_Set exercise_.
Collect each line of the records containing the string "that".

_Record excerpts_.
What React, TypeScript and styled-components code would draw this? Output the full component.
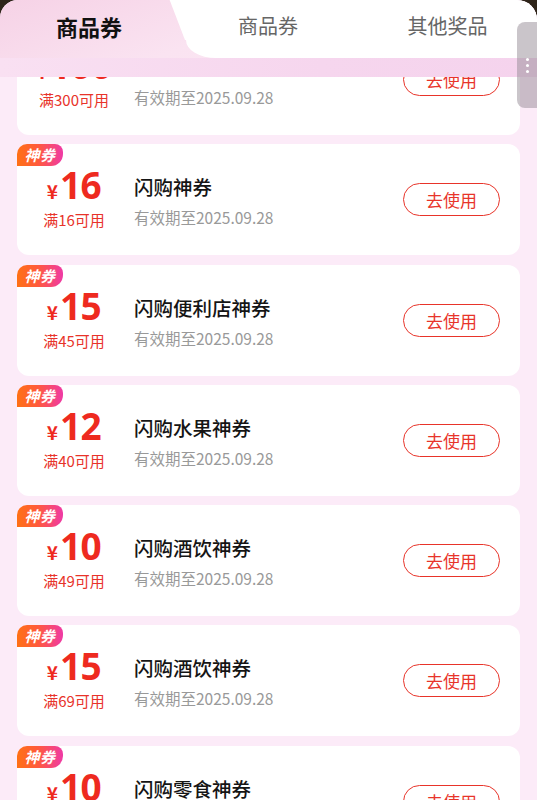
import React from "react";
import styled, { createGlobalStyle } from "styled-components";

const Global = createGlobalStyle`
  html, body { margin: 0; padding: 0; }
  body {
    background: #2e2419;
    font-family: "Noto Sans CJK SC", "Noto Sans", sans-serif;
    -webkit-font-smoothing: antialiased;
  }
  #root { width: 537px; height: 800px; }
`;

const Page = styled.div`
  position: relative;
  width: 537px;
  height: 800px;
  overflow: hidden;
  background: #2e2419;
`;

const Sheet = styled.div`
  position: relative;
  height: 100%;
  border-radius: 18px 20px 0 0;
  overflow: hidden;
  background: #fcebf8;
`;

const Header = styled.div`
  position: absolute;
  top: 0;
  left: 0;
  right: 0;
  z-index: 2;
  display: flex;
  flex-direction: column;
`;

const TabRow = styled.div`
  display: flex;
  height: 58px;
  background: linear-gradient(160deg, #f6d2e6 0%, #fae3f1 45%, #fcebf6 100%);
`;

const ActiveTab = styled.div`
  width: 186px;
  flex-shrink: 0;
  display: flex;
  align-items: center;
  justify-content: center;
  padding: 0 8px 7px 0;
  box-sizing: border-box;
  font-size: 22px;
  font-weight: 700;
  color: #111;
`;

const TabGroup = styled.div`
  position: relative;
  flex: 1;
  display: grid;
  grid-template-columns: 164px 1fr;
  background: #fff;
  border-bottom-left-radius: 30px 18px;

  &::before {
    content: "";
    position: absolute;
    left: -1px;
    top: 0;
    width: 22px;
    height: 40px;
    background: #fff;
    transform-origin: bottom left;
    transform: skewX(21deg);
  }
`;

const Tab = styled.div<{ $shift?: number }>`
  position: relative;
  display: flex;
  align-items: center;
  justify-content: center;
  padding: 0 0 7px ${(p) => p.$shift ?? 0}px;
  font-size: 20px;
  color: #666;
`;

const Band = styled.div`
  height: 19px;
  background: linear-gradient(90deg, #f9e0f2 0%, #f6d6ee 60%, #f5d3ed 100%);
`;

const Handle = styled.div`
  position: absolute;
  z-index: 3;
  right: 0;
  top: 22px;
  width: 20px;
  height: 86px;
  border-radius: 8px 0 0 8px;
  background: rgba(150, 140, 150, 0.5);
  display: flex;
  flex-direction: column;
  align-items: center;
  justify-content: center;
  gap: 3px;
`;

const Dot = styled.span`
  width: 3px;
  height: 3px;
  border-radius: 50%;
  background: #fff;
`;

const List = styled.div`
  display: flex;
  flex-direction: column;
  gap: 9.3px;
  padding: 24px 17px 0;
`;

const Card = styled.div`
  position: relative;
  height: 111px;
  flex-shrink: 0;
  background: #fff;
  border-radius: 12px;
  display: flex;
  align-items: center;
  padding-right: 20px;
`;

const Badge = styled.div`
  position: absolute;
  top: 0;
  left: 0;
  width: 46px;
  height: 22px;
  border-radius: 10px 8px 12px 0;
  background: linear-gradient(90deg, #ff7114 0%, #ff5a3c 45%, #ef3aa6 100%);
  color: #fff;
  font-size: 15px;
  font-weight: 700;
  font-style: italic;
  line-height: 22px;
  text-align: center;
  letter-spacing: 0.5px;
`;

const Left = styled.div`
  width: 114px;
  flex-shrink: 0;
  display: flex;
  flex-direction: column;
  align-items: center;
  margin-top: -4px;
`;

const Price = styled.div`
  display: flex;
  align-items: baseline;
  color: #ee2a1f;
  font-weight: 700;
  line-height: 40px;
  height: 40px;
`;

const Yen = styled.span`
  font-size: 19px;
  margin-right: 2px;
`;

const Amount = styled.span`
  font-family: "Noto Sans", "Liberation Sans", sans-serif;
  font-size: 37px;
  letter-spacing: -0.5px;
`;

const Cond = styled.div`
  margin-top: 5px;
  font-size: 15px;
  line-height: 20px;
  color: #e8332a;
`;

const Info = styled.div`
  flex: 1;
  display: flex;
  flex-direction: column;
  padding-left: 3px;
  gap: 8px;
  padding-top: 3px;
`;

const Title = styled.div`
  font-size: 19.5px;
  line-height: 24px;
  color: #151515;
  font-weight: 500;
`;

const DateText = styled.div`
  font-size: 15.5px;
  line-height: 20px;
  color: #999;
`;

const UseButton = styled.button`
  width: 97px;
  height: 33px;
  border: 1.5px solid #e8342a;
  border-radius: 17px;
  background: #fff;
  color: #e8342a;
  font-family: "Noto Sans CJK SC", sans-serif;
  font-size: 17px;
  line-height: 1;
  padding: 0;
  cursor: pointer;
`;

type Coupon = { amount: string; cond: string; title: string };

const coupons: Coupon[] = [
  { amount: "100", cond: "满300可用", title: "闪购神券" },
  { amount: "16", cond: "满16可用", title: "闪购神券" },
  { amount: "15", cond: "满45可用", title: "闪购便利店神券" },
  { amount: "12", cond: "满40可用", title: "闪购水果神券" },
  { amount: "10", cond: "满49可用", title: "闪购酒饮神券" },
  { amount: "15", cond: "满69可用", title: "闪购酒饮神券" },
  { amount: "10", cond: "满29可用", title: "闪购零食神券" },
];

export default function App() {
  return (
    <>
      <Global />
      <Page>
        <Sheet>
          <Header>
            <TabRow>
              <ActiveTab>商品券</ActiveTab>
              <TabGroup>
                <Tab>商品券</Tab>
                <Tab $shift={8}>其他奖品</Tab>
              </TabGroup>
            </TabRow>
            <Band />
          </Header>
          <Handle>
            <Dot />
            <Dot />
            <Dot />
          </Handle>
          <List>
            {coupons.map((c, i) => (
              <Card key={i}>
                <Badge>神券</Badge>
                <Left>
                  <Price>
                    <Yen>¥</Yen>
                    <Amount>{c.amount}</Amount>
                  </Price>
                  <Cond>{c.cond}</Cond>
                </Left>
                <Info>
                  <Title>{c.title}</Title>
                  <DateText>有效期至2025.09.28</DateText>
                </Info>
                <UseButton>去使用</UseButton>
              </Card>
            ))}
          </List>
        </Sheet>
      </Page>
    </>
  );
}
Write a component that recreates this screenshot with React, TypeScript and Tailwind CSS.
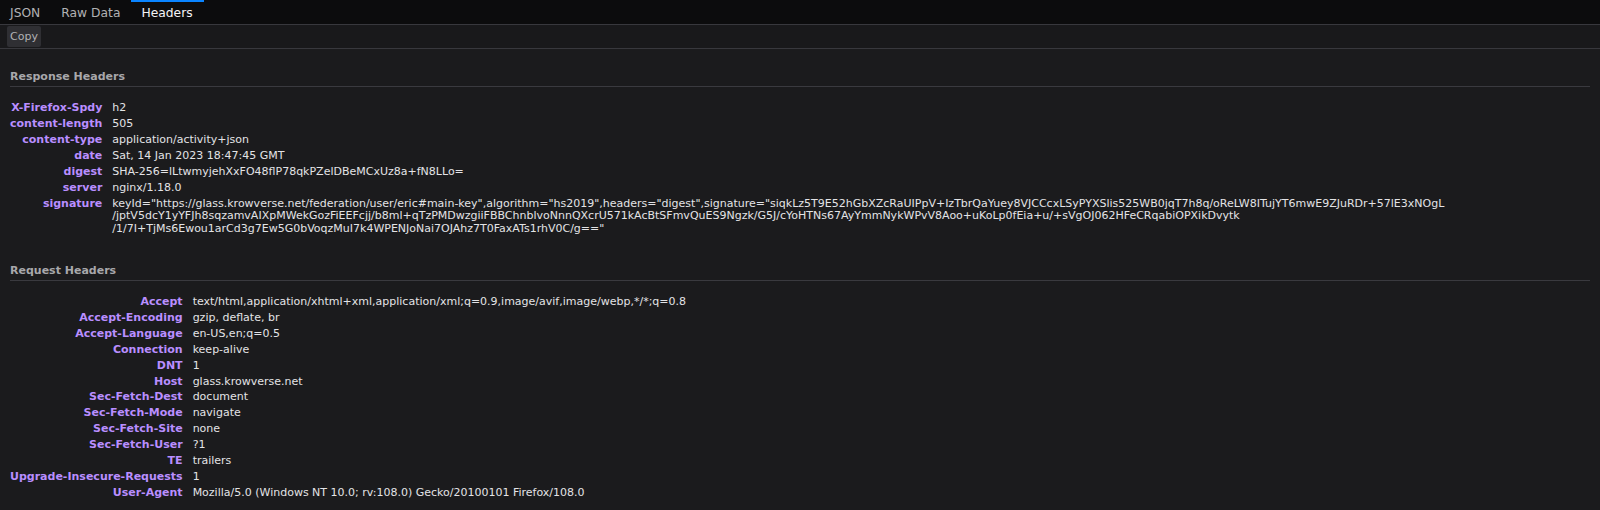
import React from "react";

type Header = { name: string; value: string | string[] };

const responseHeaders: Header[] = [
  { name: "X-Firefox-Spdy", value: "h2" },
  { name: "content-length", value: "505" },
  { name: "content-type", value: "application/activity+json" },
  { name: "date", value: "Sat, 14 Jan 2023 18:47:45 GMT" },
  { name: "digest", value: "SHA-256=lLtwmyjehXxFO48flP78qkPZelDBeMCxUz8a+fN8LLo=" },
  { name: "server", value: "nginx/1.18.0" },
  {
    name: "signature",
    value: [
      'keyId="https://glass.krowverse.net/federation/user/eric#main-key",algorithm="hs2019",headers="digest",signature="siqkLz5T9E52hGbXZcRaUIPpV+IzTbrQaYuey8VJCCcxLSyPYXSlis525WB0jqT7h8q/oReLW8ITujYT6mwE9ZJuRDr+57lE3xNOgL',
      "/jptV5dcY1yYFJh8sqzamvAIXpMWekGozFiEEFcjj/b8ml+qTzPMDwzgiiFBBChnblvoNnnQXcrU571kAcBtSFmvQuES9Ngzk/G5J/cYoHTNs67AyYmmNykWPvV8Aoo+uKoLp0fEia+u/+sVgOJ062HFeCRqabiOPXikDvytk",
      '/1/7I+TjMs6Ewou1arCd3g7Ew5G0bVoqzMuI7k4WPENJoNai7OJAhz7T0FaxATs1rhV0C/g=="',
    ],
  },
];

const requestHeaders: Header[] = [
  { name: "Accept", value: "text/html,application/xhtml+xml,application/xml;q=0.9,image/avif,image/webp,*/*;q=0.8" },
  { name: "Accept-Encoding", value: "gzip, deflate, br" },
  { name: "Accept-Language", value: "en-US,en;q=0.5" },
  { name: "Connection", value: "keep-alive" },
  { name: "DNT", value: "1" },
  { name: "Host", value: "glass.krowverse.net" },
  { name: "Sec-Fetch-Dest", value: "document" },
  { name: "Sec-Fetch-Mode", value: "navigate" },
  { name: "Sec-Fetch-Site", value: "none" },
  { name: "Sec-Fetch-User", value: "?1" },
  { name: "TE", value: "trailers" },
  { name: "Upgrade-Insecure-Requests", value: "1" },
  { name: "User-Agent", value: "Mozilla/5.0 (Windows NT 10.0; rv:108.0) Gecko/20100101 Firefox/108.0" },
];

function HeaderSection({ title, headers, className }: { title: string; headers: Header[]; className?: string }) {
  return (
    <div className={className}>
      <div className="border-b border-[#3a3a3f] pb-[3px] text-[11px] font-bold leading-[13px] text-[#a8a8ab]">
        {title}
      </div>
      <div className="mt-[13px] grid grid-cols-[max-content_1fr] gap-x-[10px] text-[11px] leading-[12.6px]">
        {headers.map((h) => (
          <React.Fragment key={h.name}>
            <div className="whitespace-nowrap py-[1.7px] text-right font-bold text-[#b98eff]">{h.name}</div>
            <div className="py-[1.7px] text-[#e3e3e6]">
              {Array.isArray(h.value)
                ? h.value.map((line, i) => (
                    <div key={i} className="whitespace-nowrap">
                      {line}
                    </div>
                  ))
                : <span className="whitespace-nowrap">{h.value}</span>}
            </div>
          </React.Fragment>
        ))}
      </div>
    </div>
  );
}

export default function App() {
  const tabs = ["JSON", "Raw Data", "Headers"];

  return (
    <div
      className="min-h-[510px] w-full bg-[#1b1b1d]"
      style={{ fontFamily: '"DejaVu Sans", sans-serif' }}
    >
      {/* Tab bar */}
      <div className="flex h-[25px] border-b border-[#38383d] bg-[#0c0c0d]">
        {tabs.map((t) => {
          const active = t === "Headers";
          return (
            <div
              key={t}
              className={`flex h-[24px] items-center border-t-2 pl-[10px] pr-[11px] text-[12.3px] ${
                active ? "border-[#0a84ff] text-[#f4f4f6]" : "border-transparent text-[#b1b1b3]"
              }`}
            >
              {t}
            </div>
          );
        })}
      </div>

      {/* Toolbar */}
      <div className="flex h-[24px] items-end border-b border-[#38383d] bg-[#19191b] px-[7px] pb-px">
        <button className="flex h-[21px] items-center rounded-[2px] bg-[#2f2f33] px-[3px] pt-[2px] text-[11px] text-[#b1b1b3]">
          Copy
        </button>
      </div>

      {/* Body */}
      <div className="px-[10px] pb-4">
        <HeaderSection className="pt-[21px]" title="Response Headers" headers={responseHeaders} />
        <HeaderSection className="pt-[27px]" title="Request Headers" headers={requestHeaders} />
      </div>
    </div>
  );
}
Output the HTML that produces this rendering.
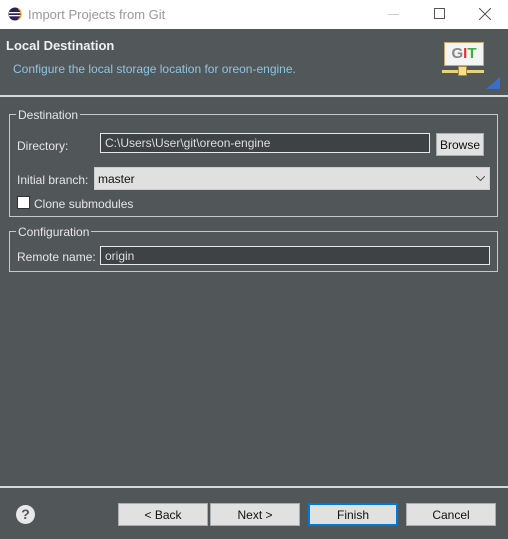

_Answer for this exercise_.
Write a component that recreates this screenshot with React, TypeScript and Tailwind CSS.
Output the HTML that produces this rendering.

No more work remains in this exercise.